__Rows from a dataset__
....................

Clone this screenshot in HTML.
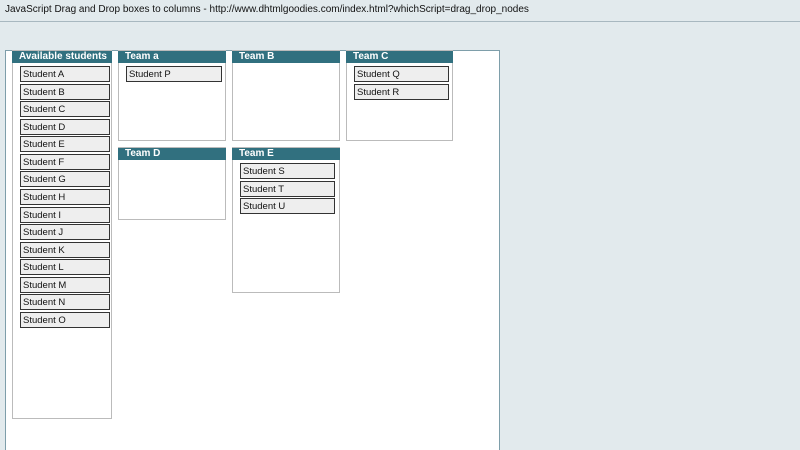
<!DOCTYPE html>
<html style="overflow:hidden"><head><style>
html,body{margin:0;width:800px;height:450px;overflow:hidden}
body{background:#e2eaed;font-family:"Liberation Sans",sans-serif;position:relative}
.t{position:absolute;left:5px;top:4px;font-size:10px;line-height:12px;color:#111}
.hr{position:absolute;left:0;top:21px;width:800px;height:1px;background:#a8b8c0}
.wrap{position:absolute;left:5px;top:50px;width:493px;height:400px;background:#fff;border:1px solid #7e9eaa;border-bottom:none}
.col{position:absolute;background:#fff;border:1px solid #bbb;box-sizing:border-box}
.h{background:#31707f;color:#fff;font-weight:bold;font-size:10px;height:12px;line-height:12px;padding-left:7px;margin:0 -1px;white-space:nowrap;overflow:hidden}
.it{position:absolute;height:16px;box-sizing:border-box;border:1px solid #333;background:#eee;font-size:9.5px;line-height:15px;padding-left:2px;color:#111}
</style></head><body>
<div class="t">JavaScript Drag and Drop boxes to columns - http://www.dhtmlgoodies.com/index.html?whichScript=drag_drop_nodes</div>
<div class="hr"></div>
<div class="wrap"></div>
<div class="col" style="left:12px;top:50px;width:100px;height:369px"><div class="h">Available students</div></div>
<div class="col" style="left:118px;top:50px;width:108px;height:91px"><div class="h">Team a</div></div>
<div class="col" style="left:232px;top:50px;width:108px;height:91px"><div class="h">Team B</div></div>
<div class="col" style="left:346px;top:50px;width:107px;height:91px"><div class="h">Team C</div></div>
<div class="col" style="left:118px;top:147px;width:108px;height:73px"><div class="h">Team D</div></div>
<div class="col" style="left:232px;top:147px;width:108px;height:146px"><div class="h">Team E</div></div>
<div class="it" style="left:20px;top:66px;width:90px">Student A</div>
<div class="it" style="left:20px;top:83.6px;width:90px">Student B</div>
<div class="it" style="left:20px;top:101.1px;width:90px">Student C</div>
<div class="it" style="left:20px;top:118.7px;width:90px">Student D</div>
<div class="it" style="left:20px;top:136.3px;width:90px">Student E</div>
<div class="it" style="left:20px;top:153.9px;width:90px">Student F</div>
<div class="it" style="left:20px;top:171.4px;width:90px">Student G</div>
<div class="it" style="left:20px;top:189px;width:90px">Student H</div>
<div class="it" style="left:20px;top:206.6px;width:90px">Student I</div>
<div class="it" style="left:20px;top:224.1px;width:90px">Student J</div>
<div class="it" style="left:20px;top:241.7px;width:90px">Student K</div>
<div class="it" style="left:20px;top:259.3px;width:90px">Student L</div>
<div class="it" style="left:20px;top:276.9px;width:90px">Student M</div>
<div class="it" style="left:20px;top:294.4px;width:90px">Student N</div>
<div class="it" style="left:20px;top:312px;width:90px">Student O</div>
<div class="it" style="left:126px;top:66px;width:96px">Student P</div>
<div class="it" style="left:354px;top:66px;width:95px">Student Q</div>
<div class="it" style="left:354px;top:84px;width:95px">Student R</div>
<div class="it" style="left:240px;top:163px;width:95px">Student S</div>
<div class="it" style="left:240px;top:181px;width:95px">Student T</div>
<div class="it" style="left:240px;top:198px;width:95px">Student U</div>
</body></html>
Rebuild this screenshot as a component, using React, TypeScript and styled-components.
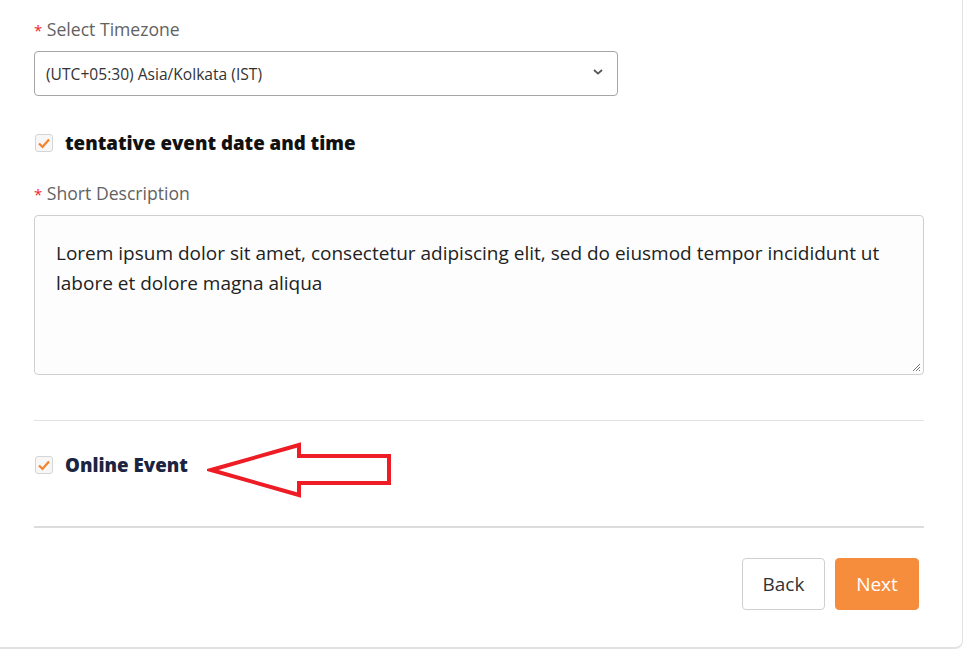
import React from "react"
import styled, { createGlobalStyle } from "styled-components"

const GlobalStyle = createGlobalStyle`
  html, body {
    margin: 0;
    padding: 0;
    background: #ffffff;
    font-family: "Open Sans", "Noto Sans", sans-serif;
  }
`

export default function App () {
  return (
    <>
      <GlobalStyle />
      <Card>
        <Field>
          <Label><Req>*</Req> Select Timezone</Label>
          <SelectBox>
            <span>(UTC+05:30) Asia/Kolkata (IST)</span>
            <Chevron viewBox="0 0 10 6">
              <path d="M1 1 L5 4.6 L9 1" fill="none" stroke="#555" strokeWidth="1.8" />
            </Chevron>
          </SelectBox>
        </Field>

        <CheckRow top={35}>
          <CheckBox />
          <CheckLabel>tentative event date and time</CheckLabel>
        </CheckRow>

        <Field top={26}>
          <Label><Req>*</Req> Short Description</Label>
          <TextArea>
            Lorem ipsum dolor sit amet, consectetur adipiscing elit, sed do eiusmod tempor incididunt ut labore et dolore magna aliqua
            <Grip viewBox="0 0 10 10">
              <path d="M9 2 L2 9 M9 5 L5 9 M9 8 L8 9" stroke="#777" strokeWidth="1" />
            </Grip>
          </TextArea>
        </Field>

        <Divider top={45} />

        <CheckRow top={32}>
          <CheckBox />
          <CheckLabel dark>Online Event</CheckLabel>
        </CheckRow>

        <Divider top={49} thick />

        <Actions>
          <Button>Back</Button>
          <Button primary>Next</Button>
        </Actions>

        {/* annotation arrow drawn over the form */}
        <Arrow viewBox="0 0 186 60">
          <polygon
            points="4,30 92,5 92,16 182,16 182,43 92,43 92,55"
            fill="none"
            stroke="#ee1c25"
            strokeWidth="4"
          />
        </Arrow>
      </Card>
    </>
  )
}

function CheckBox () {
  return (
    <Box>
      <svg width="14" height="12" viewBox="0 0 14 12">
        <path d="M2 6.5 L5.5 10 L12 2.5" fill="none" stroke="#f5822a" strokeWidth="2.2" />
      </svg>
    </Box>
  )
}

const Card = styled.div`
  position: relative;
  box-sizing: border-box;
  width: 963px;
  height: 649px;
  padding: 17px 38px 0 34px;
  background: #fff;
  border-right: 1px solid #e2e2e2;
  border-bottom: 2px solid #e2e2e2;
  border-bottom-right-radius: 8px;
  display: flex;
  flex-direction: column;
`

const Field = styled.div<{ top?: number }>`
  display: flex;
  flex-direction: column;
  gap: 9px;
  margin-top: ${p => p.top ?? 0}px;
`

const Label = styled.div`
  font-size: 17.6px;
  line-height: 24px;
  color: #626262;
`

const Req = styled.span`
  color: #f5222d;
  font-size: 15px;
`

const SelectBox = styled.div`
  box-sizing: border-box;
  width: 584px;
  height: 45px;
  border: 1px solid #a6a6a6;
  border-radius: 4px;
  padding: 0 14px 0 11px;
  display: flex;
  align-items: center;
  justify-content: space-between;
  font-size: 15.6px;
  color: #333;
`

const Chevron = styled.svg`
  width: 10px;
  height: 6px;
  margin-bottom: 4px;
`

const CheckRow = styled.div<{ top?: number }>`
  display: flex;
  align-items: center;
  gap: 12px;
  margin-top: ${p => p.top ?? 0}px;
  padding-left: 1px;
`

const Box = styled.div`
  box-sizing: border-box;
  width: 18px;
  height: 18px;
  border: 1px solid #d5d5d5;
  border-radius: 3px;
  background: #f7f7f7;
  display: flex;
  align-items: center;
  justify-content: center;
`

const CheckLabel = styled.div<{ dark?: boolean }>`
  font-size: 18.7px;
  font-weight: 800;
  color: ${p => (p.dark ? "#1b2440" : "#111")};
  line-height: 24px;
`

const TextArea = styled.div`
  position: relative;
  box-sizing: border-box;
  height: 160px;
  border: 1px solid #cfcfcf;
  border-radius: 4px;
  background: #fdfdfd;
  padding: 22px 21px;
  font-size: 19px;
  line-height: 30px;
  color: #222;
`

const Grip = styled.svg`
  position: absolute;
  right: 2px;
  bottom: 2px;
  width: 10px;
  height: 10px;
`

const Divider = styled.div<{ top: number; thick?: boolean }>`
  height: ${p => (p.thick ? 2 : 1)}px;
  background: ${p => (p.thick ? "#dcdcdc" : "#e2e2e2")};
  margin-top: ${p => p.top}px;
`

const Arrow = styled.svg`
  position: absolute;
  left: 207px;
  top: 440px;
  width: 186px;
  height: 60px;
`

const Actions = styled.div`
  display: flex;
  justify-content: flex-end;
  gap: 10px;
  margin-top: 30px;
  padding-right: 5px;
`

const Button = styled.button<{ primary?: boolean }>`
  box-sizing: border-box;
  height: 52px;
  width: ${p => (p.primary ? 84 : 83)}px;
  border-radius: 4px;
  border: 1px solid ${p => (p.primary ? "#f68d3c" : "#cfcfcf")};
  background: ${p => (p.primary ? "#f68d3c" : "#fff")};
  color: ${p => (p.primary ? "#fff" : "#333")};
  font-family: "Open Sans", "Noto Sans", sans-serif;
  font-size: 19px;
  cursor: pointer;
`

....................

__Task instructions__
Pick out each line that holds the string "screenshot".

__Finished task__
Clone this screenshot in HTML.
Rebuild this screenshot as a component, using React, TypeScript and styled-components.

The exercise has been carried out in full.